Lack of context and nuance: in the video, the founder of Invisible Children tells his young son that Kony is a bad guy and he must go. Daddy will work on making sure he is caught. He goes on to state later, “if we succeed, we change the course of human history.” Such a humble undertaking! Simply, a long socioeconomic and political conflict that has lasted 25+ years and engaged multiple states and actors has been reduced to a story of the good vs bad guy. And if a three-year-old can understand it, so can you. You don’t have to learn anything about the children, Uganda, or Africa. You just have to make calls, put up flyers, sings songs, and you will liberate a poor, forgotten, and invisible people.
This approach obviously denies realities on the ground, inflates fantasies abroad, and strips Ugandans of their agency, dignity and humanity- the complexity of their story and history. The work, consequence, and impact are all focused on Uganda, but the agency, accountability, and resources lie among young American students. Clearly a dangerous imbalance of power and influence; one that can have adverse lasting effects on how and what people know of Uganda. It reduces the story of Northern Uganda, and perhaps even all of Uganda, into the dreaded single narrative of need and war, followed by western resolve and rescue. As we have seen from the past, without nuance and context, these stories stick in the collective memory of everyday people for years in their simplest forms: Uganda becomes wretched war. Whatever good IC may advance in raising more awareness on the issue or even contributing to the capture of Joseph Kony, it can never do enough to erase this unintended (I hope) impact.
Invisible to whom: these children have been very visible to their communities for years. After all, they’re somebody’s child, brother, sister, friend, niece, nephew, or neighbor. They’ve been visible to the shopkeepers and vendors in town who protected them. They’ve been visible to the family members who lost them and the community that cared for them.
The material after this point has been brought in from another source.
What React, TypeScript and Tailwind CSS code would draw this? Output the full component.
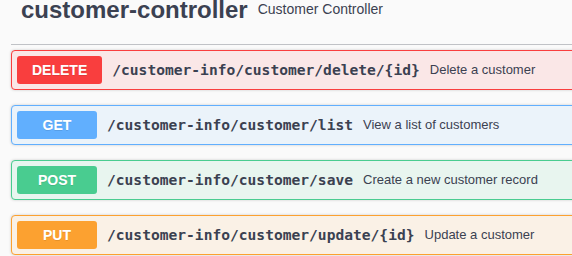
import React from "react";

type Op = {
  method: string;
  path: string;
  desc: string;
  badge: string;
  box: string;
};

const ops: Op[] = [
  {
    method: "DELETE",
    path: "/customer-info/customer/delete/{id}",
    desc: "Delete a customer",
    badge: "bg-[#f93e3e]",
    box: "border-[#f93e3e] bg-[#fae7e7]",
  },
  {
    method: "GET",
    path: "/customer-info/customer/list",
    desc: "View a list of customers",
    badge: "bg-[#61affe]",
    box: "border-[#61affe] bg-[#ebf3fa]",
  },
  {
    method: "POST",
    path: "/customer-info/customer/save",
    desc: "Create a new customer record",
    badge: "bg-[#49cc90]",
    box: "border-[#49cc90] bg-[#e8f5ef]",
  },
  {
    method: "PUT",
    path: "/customer-info/customer/update/{id}",
    desc: "Update a customer",
    badge: "bg-[#fca130]",
    box: "border-[#fca130] bg-[#faf1e6]",
  },
];

export default function App() {
  return (
    <div className="w-[572px] h-[256px] overflow-hidden bg-[#fafafa] font-['Liberation_Sans',Arial,sans-serif] text-[#3b4151]">
      <div className="-mt-[25px] pl-[11px] w-[640px]">
        <div className="flex items-center py-[10px] pl-[10px] pr-[20px] border-b border-[rgba(59,65,81,0.3)] mb-[5px]">
          <span className="text-[24px] font-bold leading-normal text-[#3b4151]">customer-controller</span>
          <small className="flex-1 px-[10px] text-[14px] leading-normal font-normal text-[#3b4151]">
            <p className="my-[14px]">Customer Controller</p>
          </small>
        </div>
        {ops.map((op) => (
          <div
            key={op.method}
            className={`mb-[15px] border rounded-[4px] shadow-[0_0_3px_rgba(0,0,0,0.19)] ${op.box}`}
          >
            <div className="flex items-center p-[5px]">
              <span
                className={`min-w-[80px] px-[15px] py-[6px] rounded-[3px] text-center text-white text-[14px] font-bold leading-[16px] [text-shadow:0_1px_0_rgba(0,0,0,0.1)] ${op.badge}`}
              >
                {op.method}
              </span>
              <span className="px-[10px] font-['DejaVu_Sans_Mono',monospace] font-bold text-[14.6px] text-[#3b4151] whitespace-nowrap">
                {op.path}
              </span>
              <span className="text-[13px] text-[#3b4151] whitespace-nowrap">{op.desc}</span>
            </div>
          </div>
        ))}
      </div>
    </div>
  );
}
It’s because they’re so visible that Concerned Parents Association opened its doors in the 1990’s, after LRA abducted about 200 girls from a secondary school dormitory, to advocate for and bring to international light their plight. It’s because they’re visible that young people, including returnees from abductions, started Concerned Children and Youth Association. They’re visible to the people that matter, but apparently not to IC. The language we use in social change often denotes the approach we take, even if subconsciously. Since the children appear to be invisible to IC, then perhaps it’s clear why they’re represented as voiceless, dependent, and dis-empowered.
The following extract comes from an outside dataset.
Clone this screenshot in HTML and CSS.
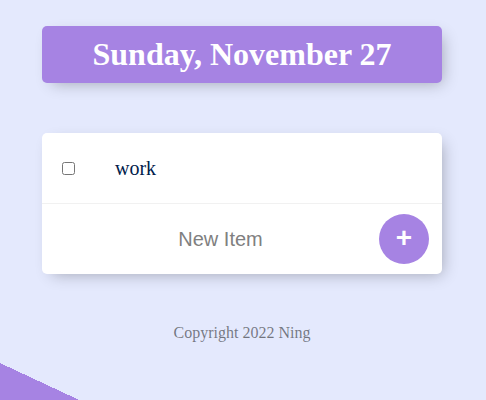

The dis-empowering and reductive narrative: the Invisible Children narrative on Uganda is one that paints the people as victims, lacking agency, voice, will, or power. It calls upon an external cadre of American students to liberate them by removing the bad guy who is causing their suffering. Well, this is a misrepresentation of the reality on the ground. Fortunately, there are plenty of examples of child and youth advocates who have been fighting to address the very issues at the heart of IC’s work. Want evidence? In addition to the organizations I list above, also look at Art for Children, Friends of Orphans, and Children Chance International. It doesn’t quiet match the victim narrative, does it? I understand that IC is a US-based organization working to change US policy. But, it doesn’t absolve it from the responsibility of telling a more complete story, one that shows the challenges and trials along side the strength, resilience, and transformational work of affected communities.
Revival of the White savior: if you have watched the Invisible Children video and followed the organization’s work in the past, you will note a certain messianic/savior undertone to it all. “I will do anything I can to stop him,” declares the founder in the video. It’s quite individualistic and reeks of the dated colonial views of Africa and Africans as helpless beings who need to be saved and civilized. Where in that video do you see the agency of Ugandans? Where in that Video do you see Jacob open his eyes wide at the mere possibility of his own strength, as Jennifer Lentfer of How Matters describes here? Can we point out the problem with having one child speak on the desires, dreams, and hopes of a whole nation? I don’t even want to mention the paternalistic tone with which Jacob and Uganda (when did it become part of central Africa by the way?) are described, not excluding the condescending use of subtitles for someone who is clearly speaking English.
How many times in history do we have to see this model to know that it doesn’t work? Even if IC succeeds in bringing about short-term change (i.e. increased awareness or even the killing of Kony) it won’t eliminate Northern Uganda’s problems overnight. It won’t heal and sustain communities. In this era of protest and the protester, we have seen that change is best achieved when it comes from within. Let Ugandans champion their own, IC!
Privilege of giving: that was quite a 30-minute production? Where did they get the resources? How do they have that reach? Well, in the nonprofit world, the one thing that we have to learn, especially as Africans, is that privilege begets privilege. The IC video is another reminder of the ways in which privilege infiltrates the social justice world and determines the voices and organizations that are heard; simply those that can afford to be heard. There are several local organizations that could offer a nuanced and contextualized perspective on and solutions to the Northern Uganda conflict. They don’t have IC’s reach. They simple weren’t born into the world of financial, racial, social, and geopolitical privilege IC members are.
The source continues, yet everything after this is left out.